Stuart Shepherd, as part of his work in the field of the arts, has spent a good part of a decade, early this century, promoting other artists’ work, particularly the outsider art variety, often those marginalized by the art world, overlooked and passed over for various reasons. It has taken him to New York City where he has successfully championed the work of a number of self-taught New Zealand artists.
Above and beyond that, his own creative energies have been exercised in a variety of enterprises; for example, being employed as the prop builder for Red Mole, sculptor for Lord of the Rings, as well as the creation of his own kinetic sculpture and installation work. He has also been involved in art teaching roles at Massey, Waikato Wintec and Tauranga Polytech.

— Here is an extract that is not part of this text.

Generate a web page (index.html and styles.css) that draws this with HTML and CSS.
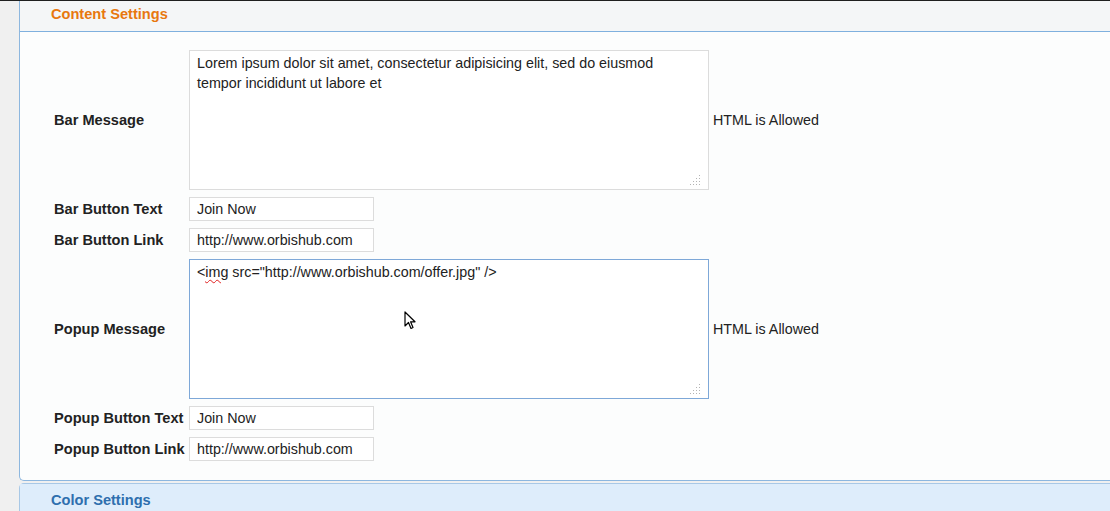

Now, for the first time, Shepherd has ventured into the genre of painting, exhibiting his first show at Chris Meek Studio Gallery, in Raglan where he now resides. These paintings, mostly acrylic on paper, focus on narrative, sometimes based on events that actually happened in his residential environs, or being purely creative scenarios conjured out of a fervid imagination, but placed inside a Raglan setting. A third variation comes from events that did take place, but were incidents that occurred in his past, reaching back to the time when he was just a boy.
As he wryly observes, getting up into the high numbers can alter one’s perspective, creating a more rearview take on matters.

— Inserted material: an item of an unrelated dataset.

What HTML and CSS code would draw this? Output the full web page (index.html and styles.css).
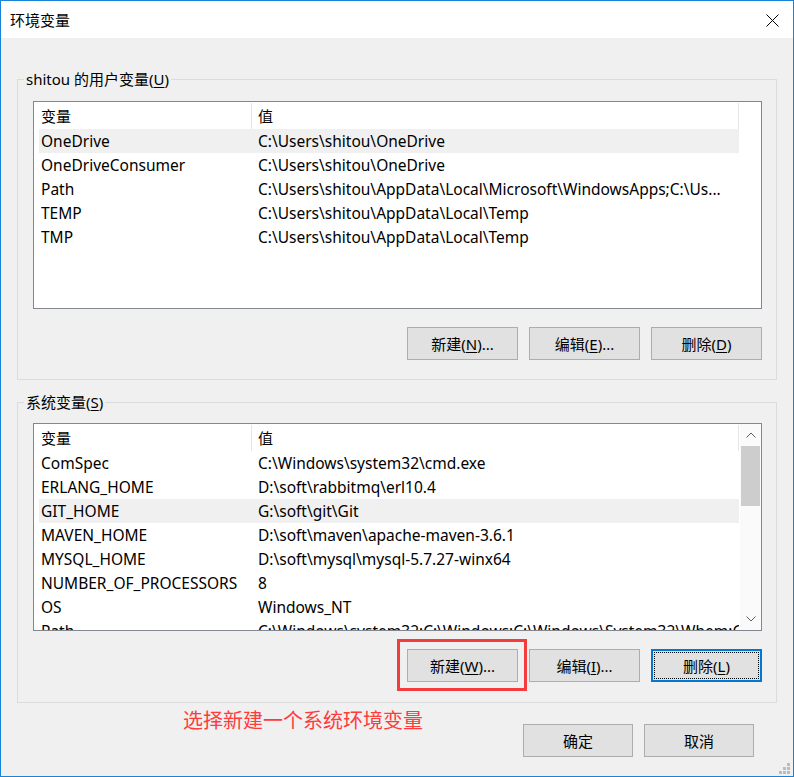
FILE: index.html
```html
<!DOCTYPE html>
<html lang="zh-CN">
<head>
    <meta charset="UTF-8">
    <title>环境变量</title>
    <link rel="stylesheet" href="styles.css">
</head>
<body>
<div class="window">
    <div class="titlebar">
        <span class="title">环境变量</span>
        <svg class="close" width="13" height="13" viewBox="0 0 13 13">
            <path d="M0.5 0.5 L12.5 12.5 M12.5 0.5 L0.5 12.5" stroke="#000" stroke-width="1" fill="none"/>
        </svg>
    </div>

    <div class="content">
        <!-- 用户变量 -->
        <fieldset class="group group-user">
            <legend>shitou 的用户变量(<u>U</u>)</legend>
            <div class="list">
                <div class="list-body">
                    <div class="list-head">
                        <div class="col-name">变量</div>
                        <div class="col-value">值</div>
                    </div>
                    <div class="row selected"><span>OneDrive</span><span>C:\Users\shitou\OneDrive</span></div>
                    <div class="row"><span>OneDriveConsumer</span><span>C:\Users\shitou\OneDrive</span></div>
                    <div class="row"><span>Path</span><span>C:\Users\shitou\AppData\Local\Microsoft\WindowsApps;C:\Us...</span></div>
                    <div class="row"><span>TEMP</span><span>C:\Users\shitou\AppData\Local\Temp</span></div>
                    <div class="row"><span>TMP</span><span>C:\Users\shitou\AppData\Local\Temp</span></div>
                </div>
            </div>
            <div class="btn-row">
                <button class="btn">新建(<u>N</u>)...</button>
                <button class="btn">编辑(<u>E</u>)...</button>
                <button class="btn">删除(<u>D</u>)</button>
            </div>
        </fieldset>

        <!-- 系统变量 -->
        <fieldset class="group group-system">
            <legend>系统变量(<u>S</u>)</legend>
            <div class="list">
                <div class="list-body">
                    <div class="list-head">
                        <div class="col-name">变量</div>
                        <div class="col-value">值</div>
                    </div>
                    <div class="row"><span>ComSpec</span><span>C:\Windows\system32\cmd.exe</span></div>
                    <div class="row"><span>ERLANG_HOME</span><span>D:\soft\rabbitmq\erl10.4</span></div>
                    <div class="row selected"><span>GIT_HOME</span><span>G:\soft\git\Git</span></div>
                    <div class="row"><span>MAVEN_HOME</span><span>D:\soft\maven\apache-maven-3.6.1</span></div>
                    <div class="row"><span>MYSQL_HOME</span><span>D:\soft\mysql\mysql-5.7.27-winx64</span></div>
                    <div class="row"><span>NUMBER_OF_PROCESSORS</span><span>8</span></div>
                    <div class="row"><span>OS</span><span>Windows_NT</span></div>
                    <div class="row"><span>Path</span><span>C:\Windows\system32;C:\Windows;C:\Windows\System32\Wbem;C:\Wi</span></div>
                </div>
                <div class="scrollbar">
                    <div class="arrow">
                        <svg width="10" height="6" viewBox="0 0 10 6"><path d="M0.5 5.5 L5 1 L9.5 5.5" stroke="#606060" fill="none"/></svg>
                    </div>
                    <div class="track"><div class="thumb"></div></div>
                    <div class="arrow">
                        <svg width="10" height="6" viewBox="0 0 10 6"><path d="M0.5 0.5 L5 5 L9.5 0.5" stroke="#606060" fill="none"/></svg>
                    </div>
                </div>
            </div>
            <div class="btn-row">
                <button class="btn marked">新建(<u>W</u>)...</button>
                <button class="btn">编辑(<u>I</u>)...</button>
                <button class="btn focused">删除(<u>L</u>)</button>
            </div>
        </fieldset>

        <div class="footer">
            <div class="note">选择新建一个系统环境变量</div>
            <div class="footer-btns">
                <button class="btn">确定</button>
                <button class="btn">取消</button>
            </div>
        </div>
    </div>

    <svg class="grip" width="11" height="11" viewBox="0 0 11 11">
        <rect x="8" y="0" width="3" height="3" fill="#bcbcbc"/>
        <rect x="4" y="4" width="3" height="3" fill="#bcbcbc"/>
        <rect x="8" y="4" width="3" height="3" fill="#bcbcbc"/>
        <rect x="0" y="8" width="3" height="3" fill="#bcbcbc"/>
        <rect x="4" y="8" width="3" height="3" fill="#bcbcbc"/>
        <rect x="8" y="8" width="3" height="3" fill="#bcbcbc"/>
    </svg>
</div>
</body>
</html>
```

FILE: styles.css
```css
:root {
    --border-blue: #1883d7;
    --panel-bg: #f0f0f0;
    --group-line: #dcdcdc;
    --list-line: #828790;
}

* {
    box-sizing: border-box;
}

body {
    margin: 0;
    font-family: 'Noto Sans', 'Noto Sans CJK SC', sans-serif;
    font-size: 15px;
    color: #000;
    background: var(--panel-bg);
}

u {
    text-decoration-thickness: 1px;
    text-underline-offset: 2px;
}

.window {
    position: relative;
    width: 794px;
    height: 777px;
    border: 1px solid var(--border-blue);
    background: var(--panel-bg);
    display: flex;
    flex-direction: column;
}

.titlebar {
    height: 37px;
    background: #fff;
    display: flex;
    align-items: center;
    justify-content: space-between;
    padding: 0 14px 0 9px;
}

.title {
    line-height: 20px;
}

.close {
    display: block;
    margin-top: 1px;
}

.content {
    flex: 1;
    padding: 31px 16px 0 16px;
    display: flex;
    flex-direction: column;
}

.group {
    margin: 0;
    border: 1px solid var(--group-line);
    padding: 12px 14px 19px 15px;
    min-width: 0;
}

.group-system {
    margin-top: 12px;
    padding-top: 11px;
    padding-bottom: 20px;
}

.group legend {
    line-height: 20px;
    padding: 0 2px;
    margin-left: -9px;
}

.list {
    height: 208px;
    border: 1px solid var(--list-line);
    background: #fff;
    display: flex;
    overflow: hidden;
}

.list-body {
    flex: 1;
    min-width: 0;
}

.list-head {
    width: 705px;
    height: 27px;
    padding-left: 7px;
    display: grid;
    grid-template-columns: 211px 1fr;
    line-height: 27px;
}

.list-head div {
    border-right: 1px solid #e5e5e5;
    margin: 1px 0;
    line-height: 25px;
    padding-top: 1px;
}

.list-head .col-value {
    padding-left: 6px;
}

.row {
    width: 700px;
    height: 24px;
    margin-left: 5px;
    padding-left: 2px;
    display: grid;
    grid-template-columns: 217px 1fr;
    font-size: 15.5px;
    line-height: 24px;
    white-space: nowrap;
}

.row span {
    overflow: hidden;
}

.row.selected {
    background: #f0f0f0;
}

.scrollbar {
    width: 21px;
    background: #fafafa;
    display: flex;
    flex-direction: column;
}

.arrow {
    height: 22px;
    display: flex;
    align-items: center;
    justify-content: center;
}

.arrow svg {
    display: block;
}

.track {
    flex: 1;
}

.thumb {
    height: 60px;
    margin: 0 1px;
    background: #cdcdcd;
}

.btn-row {
    display: flex;
    justify-content: flex-end;
    gap: 11px;
    margin-top: 18px;
}

.btn {
    position: relative;
    width: 111px;
    height: 33px;
    border: 1px solid #adadad;
    background: #e1e1e1;
    font-family: inherit;
    font-size: 15px;
    color: #000;
    padding: 0;
}

.btn.focused {
    border-color: #0078d7;
    box-shadow: inset 0 0 0 1px #0078d7;
    outline: 1px dotted #000;
    outline-offset: -4px;
}

/* 红色标注框 */
.btn.marked::after {
    content: "";
    position: absolute;
    top: -11px;
    left: -11px;
    right: -10px;
    bottom: -10px;
    border: 3px solid #f43c3c;
}

.footer {
    display: flex;
    align-items: flex-start;
    padding-right: 23px;
}

.note {
    margin: 7px 0 0 166px;
    font-size: 20px;
    line-height: 20px;
    color: #ff3b3b;
    font-family: 'Noto Sans CJK SC', sans-serif;
}

.footer-btns {
    margin-left: auto;
    margin-top: 21px;
    display: flex;
    gap: 11px;
}

.footer-btns .btn {
    width: 110px;
}

.grip {
    position: absolute;
    right: 3px;
    bottom: 2px;
}
```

These little dramas - a capsized boat, hooking a stingray, an imagined baptism under a bridge — get painted up in a style that floats somewhere between comicbook illustration and expressionist artwork. There is something in Shepherd’s creations that might be recognized in the aesthetic of various comics, along with little hints of things thrown up from a Clairmont palette or Dolezel composition. Their tone is often playful, even whimsical, while the form is characterised by stylization, simplification and calculated exaggeration.

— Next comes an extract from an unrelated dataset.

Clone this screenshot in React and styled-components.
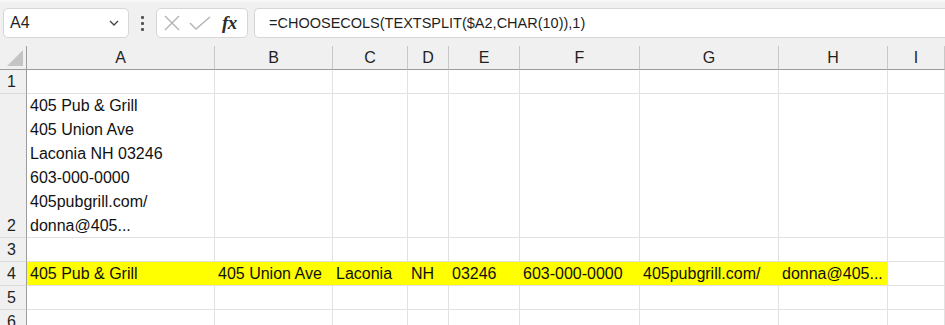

Dramatic contrasting tones are used where red and black predominate. These help provide a unifying minimalist look to the paintings and their overall presentation.
The figures in these works are often twisting and cavorting and are inventively composed, particularly in one work drawn from childhood memory that depicts a boy throwing stones at a bull. Here both the colours and configuration are reminiscent of the early figurative work of Jackson Pollock, particularly his work, Bull’s Head, although Shepherd’s treatment is completely comic in contrast to the American’s overwrought mythical allusions. In Shepherd’s version there is nothing of the tragic journey inside the minotaur’s labyrinth and Pollock’s tormented personal associations. It is simply the artist happily recalling an incident from childhood of teasing an animal - throwing stones at the beast—so it charged a fence in response.
What we get is something in the New Zealand vernacular style that might provoke memories of Murray Ball, but with more compositional inventiveness and more painterly effects.
When it comes to singular graphite portraits on paper, Shepherd has allowed himself a greater degree of impishness, employing your standard art tropes appropriated from the stables of Picasso as well as the Surrealists. These are studies which in form take the works further away from representation and recall perhaps the practices of Ernst or Masson: part caricature or parody, and going beyond that to a sheer delight in the fanciful and idiosyncratic.
It will be interesting to see where Shepherd goes with his painting next, especially if he continues to profitably blend the Picassoesque and Surrealist styles in a kind of marriage.